我拿着七朵白兰花回家,准备接受外婆的唠叨。外婆不喜欢七这个数字是全家上下都知道的。我默不作声地听外婆埋怨我记性不好,埋怨我贪玩。一顿数落把我的头压得低低的。等外婆啰嗦累了,我才把卖花阿婆不肯卖给我九朵花的原因告诉外婆。我藏起了这个故事的后半段,我觉得难以启齿。外婆是个性情中人,听着听着埋怨消失了,我看到她的手有点抖,想是她老人家激动了。

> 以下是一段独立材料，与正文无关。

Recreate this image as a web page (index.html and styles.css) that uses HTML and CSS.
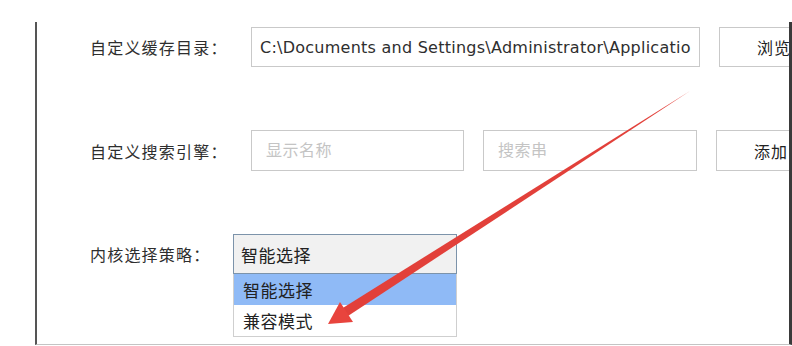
FILE: index.html
```html
<!DOCTYPE html>
<html lang="zh-CN">

<head>
    <meta charset="UTF-8" />
    <meta name="viewport" content="width=device-width, initial-scale=1.0" />
    <title>设置</title>
    <link rel="stylesheet" href="styles.css">
</head>

<body>
    <div class="panel">
        <div class="row row-cache">
            <label class="label" for="cache-dir">自定义缓存目录：</label>
            <input class="field field-path" type="text" id="cache-dir"
                value="C:\Documents and Settings\Administrator\Application Data\Cache" readonly />
            <button class="btn" type="button">浏览</button>
        </div>

        <div class="row row-search">
            <label class="label" for="engine-name">自定义搜索引擎：</label>
            <input class="field field-name" type="text" id="engine-name" placeholder="显示名称" />
            <input class="field field-query" type="text" id="engine-query" placeholder="搜索串" />
            <button class="btn btn-add" type="button">添加</button>
        </div>

        <div class="row row-core">
            <span class="label label-short">内核选择策略：</span>
            <div class="select-wrap">
                <div class="select">智能选择</div>
                <ul class="options">
                    <li class="option active">智能选择</li>
                    <li class="option">兼容模式</li>
                </ul>
            </div>
        </div>
    </div>

    <!-- 标注箭头 -->
    <svg class="arrow" width="792" height="346" viewBox="0 0 792 346">
        <polygon points="690,91 347.6,316.2 342.4,308.2" fill="#e2403a" />
        <polygon points="328,324 340,302 353,322" fill="#e8443d" />
    </svg>
</body>

</html>
```

FILE: styles.css
```css
* {
    box-sizing: border-box;
}

body {
    margin: 0;
    background-color: #fff;
    font-family: "Noto Sans CJK SC", "Noto Sans", sans-serif;
    color: #333;
    overflow: hidden;
}

.panel {
    margin: 22px 0 0 35px;
    width: 757px;
    height: 323px;
    border-left: 2px solid #555;
    border-right: 3px solid #3a3a3a;
    border-bottom: 1px solid #c4c4c4;
    overflow: hidden;
}

.row {
    display: flex;
    align-items: center;
    padding-left: 53px;
    height: 40px;
}

.row-cache {
    margin-top: 5px;
}

.row-search {
    margin-top: 63px;
    height: 41px;
}

.row-core {
    margin-top: 63px;
}

.label {
    flex: none;
    width: 161px;
    font-size: 16px;
    letter-spacing: 1.2px;
    color: #2e2e2e;
}

.label-short {
    width: 143px;
}

.field {
    flex: none;
    height: 100%;
    margin: 0;
    padding: 0 8px;
    border: 1px solid #c9c9c9;
    background-color: #fff;
    font-family: "DejaVu Sans", sans-serif;
    font-size: 16px;
    letter-spacing: 0.25px;
    color: #2e2e2e;
    outline: none;
}

.field::placeholder {
    font-family: "Noto Sans CJK SC", sans-serif;
    font-size: 16px;
    letter-spacing: 0.5px;
    color: #c4c4c4;
}

.field-path {
    width: 449px;
}

.field-name {
    width: 213px;
    padding-left: 14px;
}

.field-query {
    width: 214px;
    margin-left: 19px;
    padding-left: 14px;
}

.btn {
    flex: none;
    width: 110px;
    height: 100%;
    margin-left: 19px;
    padding: 0;
    border: 1px solid #c9c9c9;
    background-color: #fff;
    font-family: "Noto Sans CJK SC", sans-serif;
    font-size: 16px;
    letter-spacing: 1px;
    color: #222;
}

.select-wrap {
    position: relative;
    width: 224px;
    height: 100%;
}

.select {
    height: 100%;
    padding-left: 7px;
    display: flex;
    align-items: center;
    border: 1px solid #7c93aa;
    background-color: #f1f1f1;
    font-size: 17px;
    letter-spacing: 0.5px;
    color: #222;
}

.options {
    position: absolute;
    top: 100%;
    left: 0;
    width: 100%;
    margin: 0;
    padding: 0;
    list-style: none;
    border: 1px solid #cfcfcf;
    border-top: none;
    background-color: #fff;
}

.option {
    height: 31px;
    padding-left: 9px;
    display: flex;
    align-items: center;
    font-size: 17px;
    letter-spacing: 0.5px;
    color: #222;
}

.option.active {
    background-color: #8fbaf6;
}

.arrow {
    position: absolute;
    top: 0;
    left: 0;
    pointer-events: none;
}
```
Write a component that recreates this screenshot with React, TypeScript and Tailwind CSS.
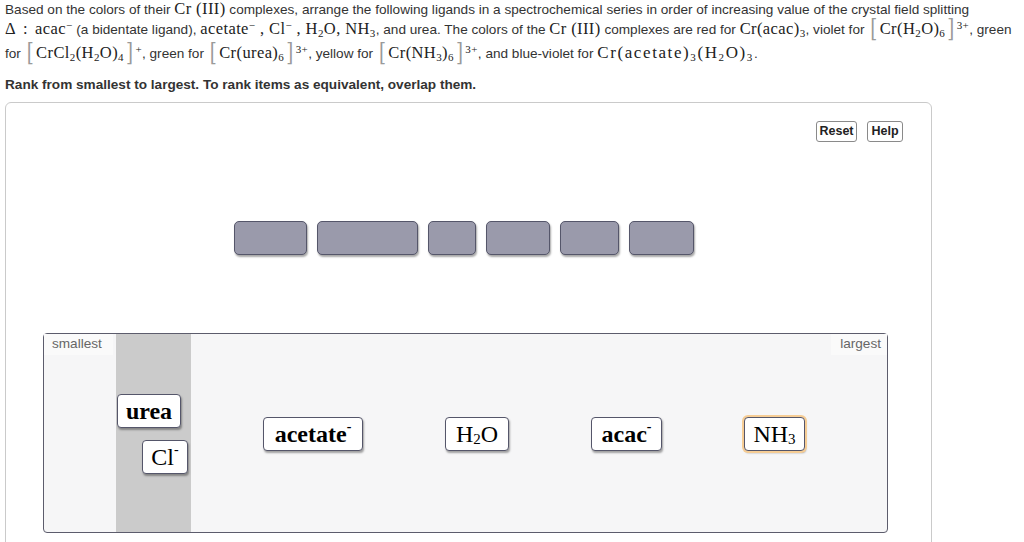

这时门铃响了。外婆开的门。一个同我年龄相仿的小姑娘笑咪咪地站在门口。她向外婆晃着二朵白兰花。一阵清香引面扑来。这清香吹走了外婆的失望,吹开了外婆的笑脸。小姑娘说,这二支花是她家奶奶要她送来的,钱明天付到弄堂口。小姑娘的话象唱歌那样甜蜜。外婆摸着小姑娘的头,在她小手里塞进了二颗大白兔奶糖说,谢谢嗯奶(上海人对祖母的一种亲昵的称呼)。小姑娘哦了一声,侧过脸翘起大拇指对我说,奶奶夸你老实。外婆不明白小姑娘在说什么,盯着我看。这时,我知道捂不住这这故事的后半段了,心里一阵委曲,满眼是泪。我“哇”地一声扑进外婆的怀里。我哭着把买花的另一半故事讲完。然后把握在手里的一角五分钱递给外婆,胆怯地抬起头,看着外婆说,我想吃棒冰。小姑娘在一边连连点头说,奶奶在街角全看到了。外婆抱我亲我说,好孩子,外婆错怪你了。然后在我口里塞进一颗大白兔不停地哄我甜我,我偎依在外婆怀里,只觉得头上一滴一滴地溅开着外婆的眼泪。
我童年的故事许许多多,但这阿婆卖花的故事是我记得最清楚和最完整的。它是我信仰之堂坚固的基石,是我生命之树壮实的根底。既使几十年后,我回国探亲,走在几乎陌生的街道上,我还会努力地去寻找白兰花,想着品味她们的芬芳;去寻找卖花阿婆,想着赞美她脸上升起的酒窝;去寻找诚实的买卖,想着拾回那失落尘世的童趣。朴素的白兰,诚实的阿婆在我心中谱写出现代社会很难听到,但一定不是绝响的曲调。它响在我的心中几十年了。它使我踏实坦荡,白天活出最真自我,晚上筑梦也香甜。现在它从我的笔端流出,传给您,我亲爱的读者。愿它也永远响在您的心中。